9 thoughts on “Up and Down and Back Again

  1. Hey dg, don’t be so hard on yourself. Ok, you lost some control and gained back a few kilos, but you’ve put a stop to it and most importantly, you’re AWARE of what you’ve been doing. Speaking as someone who has lost 20kg to date (with 40 to go, joy), I went crazy over xmas and have managed to put on 5kg in 4weeks. BUT I went back to the gym last night and already feel a lot better about myself.

    Thanks for keeping us updated, I love reading your journal and am thrilled to hear about the lucky guy in your life. Enjoy!!!!!!

  2. Aw, hun – cheer up. You refound that wagon, that is HUGE. I mean you could have let it move more ahead of you until you just sat back and gained it all back.

    Sometimes, we need to move backwards in order to move forward.

    Take small steps, get back into it – you can do it!

  3. Hey DG, people who already have a predisposition to depression are prime candidates for Seasonal Affective Disorder – and you’re in Scotland which is darker than here in England for me. The winter is a big adjustment isn’t it? Exercise, and getting out in the sunlight are really important – can you take a walk at lunchtime to make sure you get some light? Apart from that piece of advice, just wanted to let you know that my confidence in you has never shaken one bit, and that progress is generally not smooth when we change things in life. A glitch is only a glitch, and it’s an opportunity to learn, and you sure are good at learning. Chin up, matey!

  4. oh man thanks for being so kind you guys.

    i just feel like crying all the time lately. which doesn’t make sense when there’s so many things going on that make me feel so happy.

    mopsy, i remember seeing articles on SAD in magazines back in oz, do you find it amusing that they ever published them in oz? i mean, WHAT winter? i will never ever again complain about the winter in oz.

    i agree with you though, it’s a shock to the system after australia. it’s actually been a mild winter up here in scotland but i didn’t realise how it had got to me. i like your idea of a walk at lunchtime.

  5. hey dg, I agree with jen, please don’t be so hard on yourself! look at how far you’ve come. ok so you haven’t been ‘perfect lately’ – who is??? at least you know why you gained back those few kilos, and you’re already doing something about it. GOOD FOR YOU. you’re still a total legend in my eyes.

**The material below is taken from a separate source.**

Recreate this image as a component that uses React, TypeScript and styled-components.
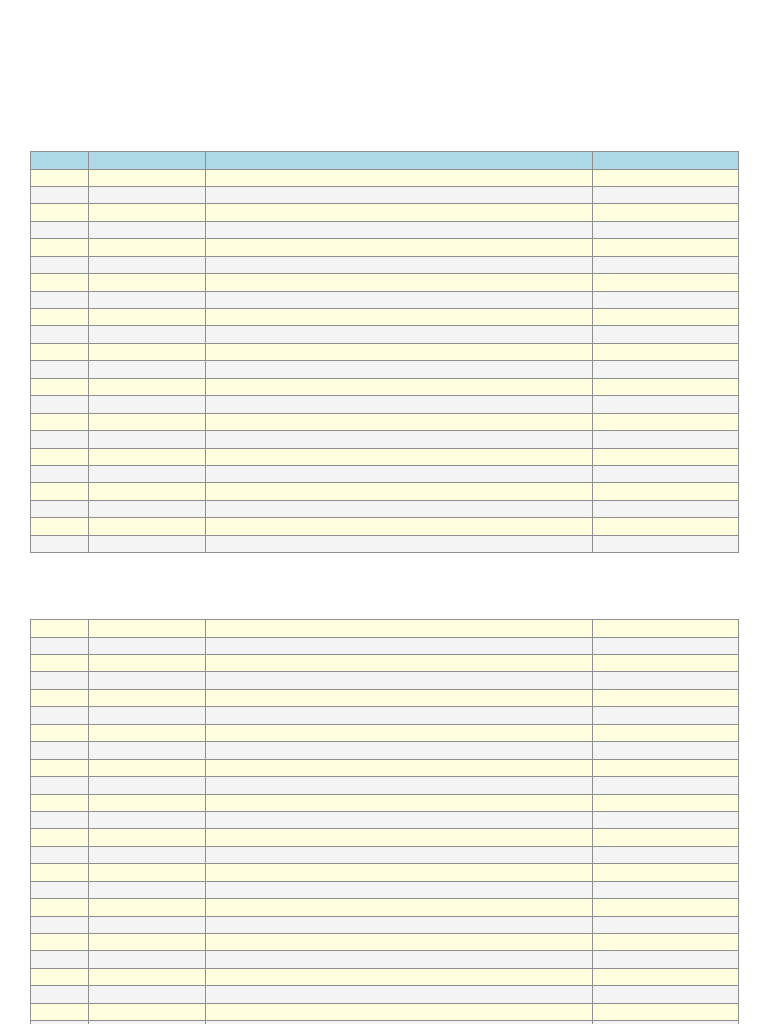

  6. dg, hang in there! Let me recommend a wonderful books that really helped me: When You Eat the Refrigerator, Pull Up a Chair. It’s by Geneen Roth, who’s done a lot of work on this very thing. She gets to the mental part, which f*cks up so many of us, including me.

  7. dg, as I read your post, I immediately thought about SAD. My partner suffers from it (although not so much this winter because we’ve had a lot of sunny days). A friend of mine invested in a sun lamp and it totally turned her around. You may want to talk to your doctor about it. In the meantime, hang in there chickie!!